On 02/02/21 23:42, Maciej S. Szmigiero wrote:
I'm not opposed to using more sophisticated storage for the gfn lookups, but only if there's a good reason for doing so. IMO, the
rbtree isn't simpler, just different.

And it also has worse cache utilization than an array, due to memory footprint (as you point out below) but also pointer chasing.

Memslot modifications are
unlikely to be a hot path (and if it is, x86's "zap everything"
implementation is a far bigger problem), and it's hard to beat the
memory footprint of a raw array. That doesn't leave much motivation for such a big change to some of KVM's scariest (for me)
code.


Improvements can be done step-by-step, kvm_mmu_invalidate_zap_pages_in_memslot() can be rewritten, too in
the future, if necessary.
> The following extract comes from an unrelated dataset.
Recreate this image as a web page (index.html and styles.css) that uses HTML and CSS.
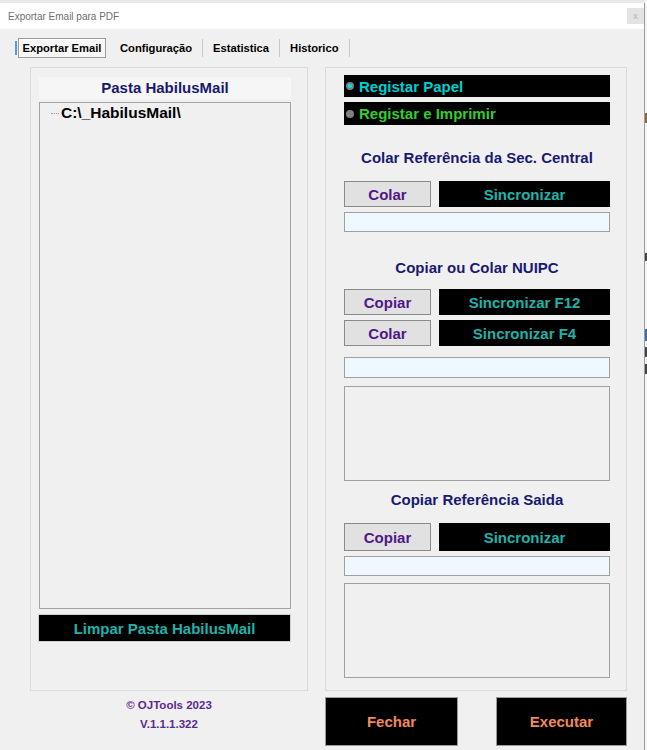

After all, complains are that this change
alone is too big.

I think that if you look not at the patch itself but at the
resulting code the new implementation looks rather straightforward,
there are comments at every step in kvm_set_memslot() to explain
exactly what is being done. Not only it already scales well, but it
is also flexible to accommodate further improvements or even new
operations.

The new implementation also uses standard kernel {rb,interval}-tree
and hash table implementation as its basic data structures, so it automatically benefits from any generic improvements to these.

All for the low price of just 174 net lines of code added.

I think the best thing to do here is to provide a patch series that splits the individual changes so that they can be reviewed and their separate merits evaluated.

Another thing that I dislike about KVM_SET_USER_MEMORY_REGION is that IMO userspace should provide all memslots at once, for an atomic switch of the whole memory array. (Or at least I would like to see the code; it might be a bit tricky because you'll need code to compute the difference between the old and new arrays and invoke kvm_arch_prepare/commit_memory_region). I'm not sure how that would interact with the active/inactive pair that you introduce here.

Paolo